One of my favorite movies is Paul Leni’s 1923 silent film The Man Who Laughs. And how does that movie begin? The very first scene has a nobleman being held captive by King James II in the year 1690.

Here is another lesson: Human beings will always inherently root for the submissive in a situation in which the hero and villain are not directly specified. If your football team didn’t make it to the Super Bowl in 2009, most likely you went for the New Orleans Saints because they had never won a Super Bowl before, whereas their opponent, the Indianapolis Colts, have won two.

Who is the submissive in the opening scene from Laughs? The nobleman. So, we will empathize with him without the storyteller telling us to do so. In fact, sometimes, the storyteller can insult his audience’s intelligence by over-articulating who they should root for, instead of allowing human nature to run its course.

One scene later, we are introduced to the protagonist, Gwynplaine, the young son of the nobleman from the first scene. He has been disfigured – he lives with an eternal grim, Carnival freak-like grin on his face, carved by the King’s surgeons as further punishment for the nobleman. Not only that, but he has been left to die in a blizzard.

He has been abused. Without knowing anything else about the character or the movie, we already feel sorry for Gwynplaine and wish justice and catharsis for him. We feel like this is a choice we are making, but again, as a storyteller, you must understand that it is no choice at all.

To use Chaplin as an example, take the opening scene of his masterpiece City Lights, in which the mayor of the city is holding a presentation to unveil a new monument. When they pull the curtain to reveal it, the Little Tramp is found sleeping on it. We don’t need to be told why he’s sleeping on it – there’s only one reason someone would sleep in public – he’s homeless. Pathos is achieved.

But now, he’s woken up in front of practically an entire city of people, all shouting, laughing, and jeering at him. He is embarrassed, apologizes, and tries to get down. Who reading this has never been embarrassed in public before? We immediately project our own memories and nightmares of embarrassment onto his and feel for him. We also laugh, of course, for as Uta Hagen says, comedy comes from recognizing one’s self.

A more modern example: The Big Lebowski. What’s the first scene? The Dude is comically abused by thugs in his own home. Pathos. We may be laughing at him, but want to see him succeed in the end. Or take Avatar, now the highest-grossing film of all time. The first time we see the protagonist in Avatar, we notice he is disabled and gets around in a wheelchair. He’s down and out. Another lesson: Human beings will never root against a disabled character unless he’s a total prick… like Jeffrey Lebowski in The Big Lebowski.

Of course, pathos is by no means the only way to get your audience rooting for your protagonist. There is also admiration. In The Good, The Bad and The Ugly, the first scene with our protagonist shows him pulling off daring, high risk cons on entire towns by bringing in a “captured” wanted bandit only to collect the reward and break him out again at the last second. I’m tempted to assert that admiration isn’t a choice, either. You can’t help but admire the hell outta this guy. You may not agree with his ethics, but you cannot watch him pull this feat off and not root for him.

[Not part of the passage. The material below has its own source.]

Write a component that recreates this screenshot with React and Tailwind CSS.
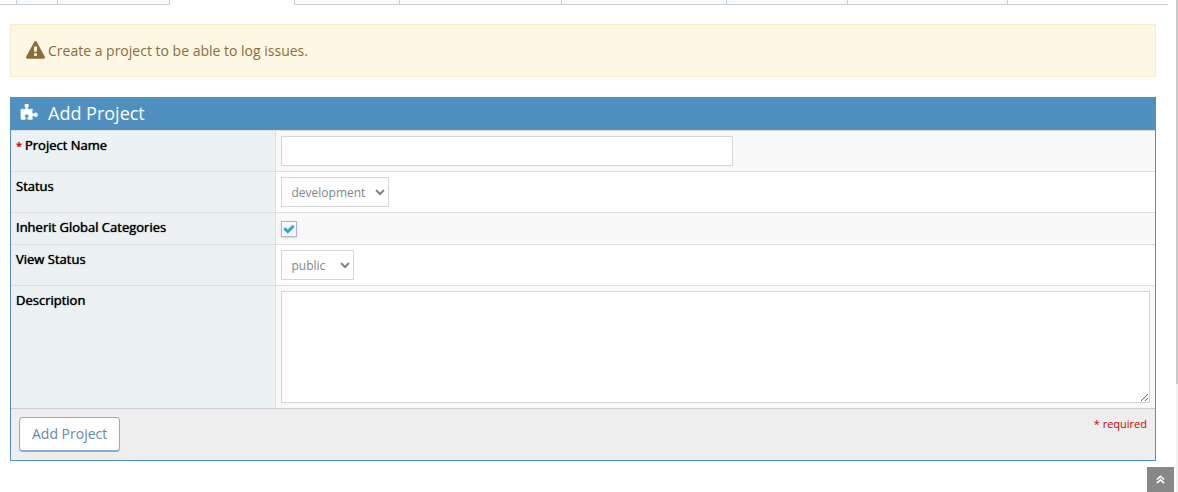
import React from "react";

const tabs = [
  { name: "Tab 1", width: "w-[17px]" },
  { name: "Tab 2", width: "w-[41px]" },
  { name: "Tab 3", width: "w-[112px]" },
  { name: "Tab 4", width: "w-[125px]", active: true },
  { name: "Tab 5", width: "w-[105px]" },
  { name: "Tab 6", width: "w-[162px]" },
  { name: "Tab 7", width: "w-[165px]" },
  { name: "Tab 8", width: "w-[121px]" },
  { name: "Tab 9", width: "w-[160px]" },
];

function TabStrip() {
  return (
    <div className="mr-2 flex h-[5px]">
      {tabs.map((tab, i) => (
        <div
          key={tab.name}
          className={
            "shrink-0 border-r border-[#c5d0dc] " +
            tab.width +
            (tab.active ? " bg-white" : i === 0 ? " border-b bg-white" : " border-b bg-[#f9f9f9]")
          }
        />
      ))}
      <div className="grow border-b border-[#c5d0dc]" />
    </div>
  );
}

function WarningIcon() {
  return (
    <svg viewBox="0 0 1792 1792" className="size-[19px] shrink-0" fill="currentColor" aria-hidden="true">
      <path d="M1024 1375v-190q0-14-9.5-23.5t-22.5-9.5h-192q-13 0-22.5 9.5t-9.5 23.5v190q0 14 9.5 23.5t22.5 9.5h192q13 0 22.5-9.5t9.5-23.5zm-2-374l18-459q0-12-10-19-13-11-24-11h-220q-11 0-24 11-10 7-10 21l17 457q0 10 10 16.5t24 6.5h185q14 0 23.5-6.5t10.5-16.5zm-14-934l768 1408q35 63-2 126-17 29-46.5 46t-63.5 17h-1536q-34 0-63.5-17t-46.5-46q-37-63-2-126l768-1408q17-31 47-49t65-18 65 18 47 49z" />
    </svg>
  );
}

function PuzzleIcon() {
  return (
    <svg viewBox="0 0 1792 1792" className="size-[18px] shrink-0" fill="currentColor" stroke="currentColor" strokeWidth="50" aria-hidden="true">
      <path d="M1755 1083q0 81-44.5 135t-123.5 54q-41 0-77.5-17.5t-59-38-56.5-38-71-17.5q-110 0-110 124 0 39 16 115t15 115v5q-22 0-33 1-34 3-97.5 11.5t-115.5 13.5-98 5q-61 0-103-26.5t-42-83.5q0-37 17.5-71t38-56.5 38-59 17.5-77.5q0-79-54-123.5t-135-44.5q-84 0-143 45.5t-59 127.5q0 43 15 83t33.5 64.5 33.5 53 15 50.5q0 45-46 89-37 35-117 35-95 0-245-24-9-2-27.5-4t-27.5-4l-13-2q-1 0-3-1-2 0-2-1v-1024q2 1 17.5 3.5t34 5 21.5 3.5q150 24 245 24 80 0 117-35 46-44 46-89 0-22-15-50.5t-33.5-53-33.5-64.5-15-83q0-82 59-127.5t144-45.5q80 0 134 44.5t54 123.5q0 41-17.5 77.5t-38 59-38 56.5-17.5 71q0 57 42 83.5t103 26.5q64 0 180-15t163-17v2q-1 2-3.5 17.5t-5 34-3.5 21.5q-24 150-24 245 0 80 35 117 44 46 89 46 22 0 50.5-15t53-33.5 64.5-33.5 83-15q82 0 127.5 59t45.5 143z" />
    </svg>
  );
}

function Row({ label, htmlFor, required, shaded, children }) {
  return (
    <tr className="border-t border-[#dddddd]">
      <th scope="row" className="w-[264px] bg-[#ecf2f4] px-[5px] py-1 text-left align-top leading-5 font-medium text-black [text-shadow:0_0_1px_currentColor]">
        {required && <span className="text-[11px] text-[#cc0000]">* </span>}
        <label htmlFor={htmlFor}>{label}</label>
      </th>
      <td className={"border-l border-[#dddddd] p-[5px] align-top " + (shaded ? "bg-[#f9f9f9]" : "bg-white")}>
        {children}
      </td>
    </tr>
  );
}

const selectClass =
  "block h-[30px] border border-[#d5d5d5] bg-white px-[6px] text-xs text-[#858585] ";

export default function App() {
  const [inherit, setInherit] = React.useState(true);
  return (
    <div className="flex min-h-screen bg-white font-['Open_Sans',sans-serif] text-[13px] text-[#393939]">
      <div className="min-w-0 grow">
        <TabStrip />
        <main className="mr-5 ml-[10px] pt-[19px]">
          <div className="mb-5 flex items-center gap-[3px] border border-[#faebcc] bg-[#fdf7e3] p-[15px] text-sm leading-[21px] text-[#8a6d3b]">
            <WarningIcon />
            <p>Create a project to be able to log issues.</p>
          </div>

          <form onSubmit={(e) => e.preventDefault()} className="border border-t-0 border-[#4f90c1]">
            <h4 className="flex h-[33px] items-center gap-[10px] bg-[#4f90c1] px-[9px] pb-[2px] text-lg text-white">
              <PuzzleIcon />
              Add Project
            </h4>
            <table className="w-full table-fixed border-collapse">
              <tbody>
                <Row label="Project Name" htmlFor="project-name" required shaded>
                  <input
                    id="project-name"
                    type="text"
                    className="block h-[30px] w-[452px] max-w-full border border-[#d5d5d5] bg-white px-1"
                  />
                </Row>
                <Row label="Status" htmlFor="project-status">
                  <select id="project-status" className={selectClass + "w-[108px]"}>
                    <option>development</option>
                  </select>
                </Row>
                <Row label="Inherit Global Categories" htmlFor="inherit-global" shaded>
                  <div className="relative mt-[3px] mb-[2px] size-4">
                    <input
                      id="inherit-global"
                      type="checkbox"
                      checked={inherit}
                      onChange={(e) => setInherit(e.target.checked)}
                      className="block size-4 appearance-none border border-[#adb8c0] bg-[#f4f9ff] shadow-sm"
                    />
                    {inherit && (
                      <svg
                        viewBox="0 0 1792 1792"
                        className="pointer-events-none absolute inset-[2px] size-3 text-[#32a3ce]"
                        fill="currentColor"
                        stroke="currentColor"
                        strokeWidth="70"
                        aria-hidden="true"
                      >
                        <path d="M1671 566q0 40-28 68l-724 724-136 136q-28 28-68 28t-68-28l-136-136-362-362q-28-28-28-68t28-68l136-136q28-28 68-28t68 28l294 295 656-657q28-28 68-28t68 28l136 136q28 28 28 68z" />
                      </svg>
                    )}
                  </div>
                </Row>
                <Row label="View Status" htmlFor="view-status">
                  <select id="view-status" className={selectClass + "w-[73px]"}>
                    <option>public</option>
                  </select>
                </Row>
                <Row label="Description" htmlFor="description" shaded>
                  <textarea
                    id="description"
                    className="block h-[112px] w-full border border-[#d5d5d5] bg-white px-1"
                  />
                </Row>
              </tbody>
            </table>
            <div className="flex items-start justify-between border-t border-[#cccccc] bg-[#eeeeee] p-2">
              <button
                type="submit"
                className="h-[35px] rounded border border-b-2 border-[#8aafce] bg-white px-3 text-sm text-[#6688a6]"
              >
                Add Project
              </button>
              <span className="text-[11px] leading-[14px] text-[#cc0000]">* required</span>
            </div>
          </form>
        </main>
      </div>

      <div className="w-[2px] shrink-0 bg-[#f1f1f1]">
        <div className="h-[384px] bg-[#c9c9c9]" />
      </div>

      <button
        type="button"
        aria-label="Scroll to top"
        className="fixed right-1 bottom-0 flex h-[25px] w-[27px] items-center justify-center bg-[#888888] pb-px text-white"
      >
        <svg viewBox="0 0 10 10" className="size-[9px]" fill="none" stroke="currentColor" strokeWidth="1.8" aria-hidden="true">
          <path d="M1 5 5 1.5 9 5M1 9 5 5.5 9 9" />
        </svg>
      </button>
    </div>
  );
}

But although admiration may not be a choice, it isn’t as simply achieved as pathos. To achieve pathos, all you need to show is your main character being down and out. To achieve admiration, well, you have to somehow give us a reason to admire the character, and that can take some additional craftsmanship, especially for an anti-hero like Clint Eastwood’s character in Ugly. One of the ways to achieve admiration is articulated in the late Blake Snyder’s controversial book Save the Cat, in which he asserts you should literally have your character save something or someone or perform a good deed in the opening scene to make the audience root for him. Personally, I don’t think this is enough. I think it can be used beautifully in addition to pathos, as it is used in The Man Who Laughs when the cold, starving, deformed Gwynplaine saves a freezing infant from the blizzard in his first scene. We already feel sorry for him and he’s thinking of others?

What’s the lesson you can take from all of this? What’s the lesson I’m taking? I guess it’s just to trust in human nature. When you tell a story, know that human nature is your eternal collaborator. Trust that if you show your character being down and out the audience will root for him. Trust that if you show your protagonist wanting something but obstructed from achieving it, the audience will inherently project its own desires onto the boon and wish your hero to obtain it.

I’m reminded of a conversation I had with writer/director Shane Black in which he said that all a storyteller has to do to make his audience feel for a character is have him say, “I’m scared” (Shane was using this as part of a larger point about creating sympathetic antagonists, which is another angle you can go with pathos that is of particular interest. A hero will always be more interesting if you give him a dark side, and a villain will always be more interesting if you give him a heart).

Now, what you do with your characters in Act Two after you’ve made us feel for them… well, that’s the $64,000 question. Go study McKee.